The park's Statue of Christopher Columbus, erected in 1927, was controversial at the time of its construction because it honored Italian-Americans in a climate of increasing anti-immigration sentiment. In 2020, during the George Floyd protests, Columbus became controversial for a different reason: his killing of Native Americans and his initiation of the slave trade. On June 9, 2020, citizens toppled the statue after vandalizing it and then threw it into Fountain Lake.

In 2016, the Richmond Police Memorial Research and Relocation Site Committee completed the relocation of the Richmond Police Memorial to Byrd Park. The memorial is an 8-foot-tall bronze statue of a police officer carrying a girl clutching a teddy bear, along with a plaque of the names of 28 Richmond police officers killed from 1869 to 2003. The memorial was moved from the park after being vandalized following the murder of George Floyd.

==The Carillon==

The World War I Memorial Carillon, built by Cram & Ferguson in 1932, is a memorial to the roughly 3,700 Virginians who died in that war; it contains 56 bells and is 240 ft tall. The Carillon is meant to show the patriotism and valor of the soldiers, sailors, marines, and women from Virginia who served in World War 1. The Carillon is played on occasions such as Veterans Day, Memorial Day, and July 4, and is also used for hosting wedding receptions, parties, meetings, and other such gatherings. The carillon was listed on the National Register of Historic Places in 1984.

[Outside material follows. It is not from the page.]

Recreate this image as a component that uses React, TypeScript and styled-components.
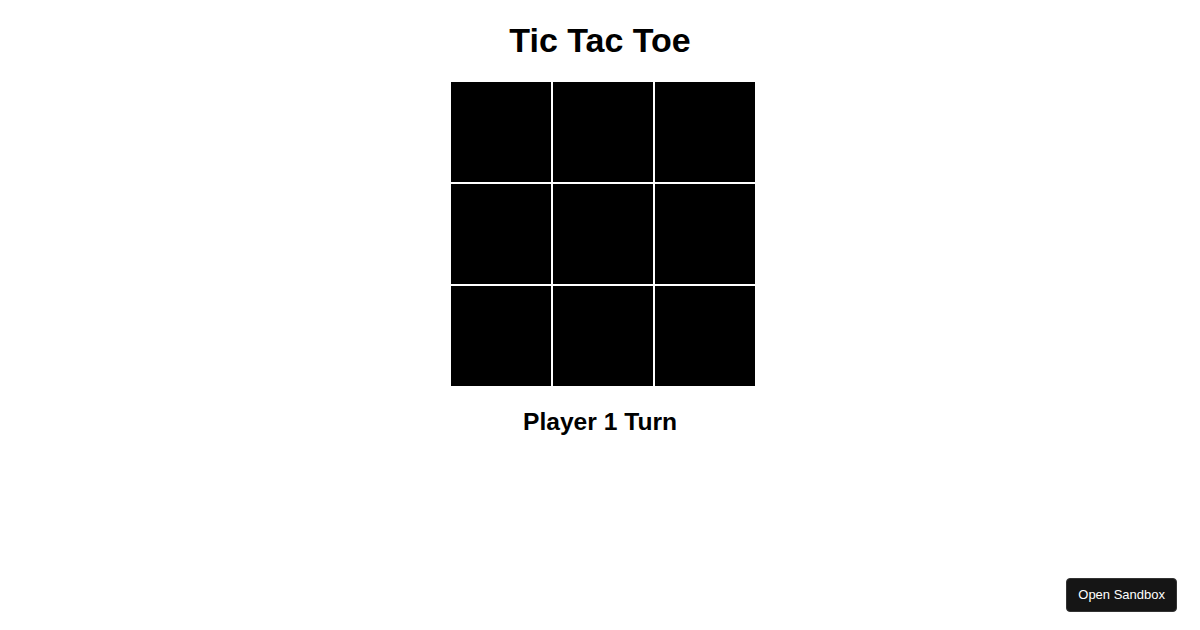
import styled, { createGlobalStyle } from "styled-components";

const GlobalStyle = createGlobalStyle`
    body {
        margin: 0;
        background: #fff;
        font-family: "Liberation Sans", Arial, sans-serif;
    }
`;

const Page = styled.div`
    display: flex;
    flex-direction: column;
    align-items: center;
    padding-top: 20px;
`;

const Title = styled.h1`
    font-size: 34px;
    font-weight: bold;
    margin: 0 0 22px;
    line-height: 40px;
`;

const Board = styled.div`
    display: grid;
    grid-template-columns: repeat(3, 100px);
    grid-template-rows: repeat(3, 100px);
    gap: 2px;
    margin-left: 6px;
`;

const Cell = styled.button`
    background: #000;
    border: 0;
    padding: 0;
    cursor: pointer;
`;

const Status = styled.h2`
    font-size: 24.6px;
    font-weight: bold;
    margin: 22px 0 0;
    line-height: 28px;
`;

const SandboxButton = styled.a`
    position: fixed;
    right: 23px;
    bottom: 18px;
    background: #151515;
    color: #fff;
    font-size: 13px;
    line-height: 15px;
    padding: 8px 11px 9px;
    border-radius: 4px;
    border: 1px solid #333;
    text-decoration: none;
`;

export default function App() {
    const cells = Array.from({ length: 9 });
    return (
        <>
            <GlobalStyle />
            <Page>
                <Title>Tic Tac Toe</Title>
                <Board>
                    {cells.map((_, i) => (
                        <Cell key={i} />
                    ))}
                </Board>
                <Status>Player 1 Turn</Status>
            </Page>
            <SandboxButton href="#">Open Sandbox</SandboxButton>
        </>
    );
}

There was a month long celebration during the monument's opening involved the community as well as the local cadets from schools like VMI and Virginia Tech. A dozen additional bell concerts followed the speeches made by international dignitaries.

A historical marker was established and erected in 2000 by the department of historical resources. The marker states the following: "The Carillon, Virginia's War Memorial for World War I, was erected by the Commonwealth of Virginia to commemorate those who served. Designed by noted Boston architect Ralph Adams Cram, it is an interpretation of the Italian campanile in Georgian classicism. A commission was formed about 1922 to study a design and a site, but public campaigns altered the initial proposal and delayed construction until 1931. The tower was completed and dedicated on 15 October 1932. The Carillon reaches a height of 240 feet and its bells were originally intended to ring out patriotic concerts. The city of Richmond has maintained this structure since its construction."

==Events==

Cannons used in the 4th of July event

The amphitheatre, Dogwood Dell, has annual summer concert and theatrical events, including a concert by the Richmond Concert Band that concludes with the "1812 Overture", complete with cannon fire, the carillon, and a fireworks display on the 4th of July. Events and shows for children are frequently scheduled at the Ha'Penny Stage just beside the carillon.

In May the park hosts an annual "Arts in the Park" festival, a festive two-day event in which over 400 artists and artisans display and sell their work. The park holds an annual Summer Festival of Arts in June through August which hosts plays, concerts, children events, and other family activities. The Summer Festival of the Arts celebrated its fiftieth season in 2006. The second Saturday in June brings out Richmond's annual "It Starts in Park Festival" which is designed to encourage healthy living and family fun for the summer months just as the school children are getting close to their summer vacations. The carillon is also home to the city's live Christmas Nativity pageant now held (weather permitting) on December 23, after over 60 years of holding it on Christmas Eve.

The park was listed in 2016 on the National Register of Historic Places and the Virginia Landmarks Register.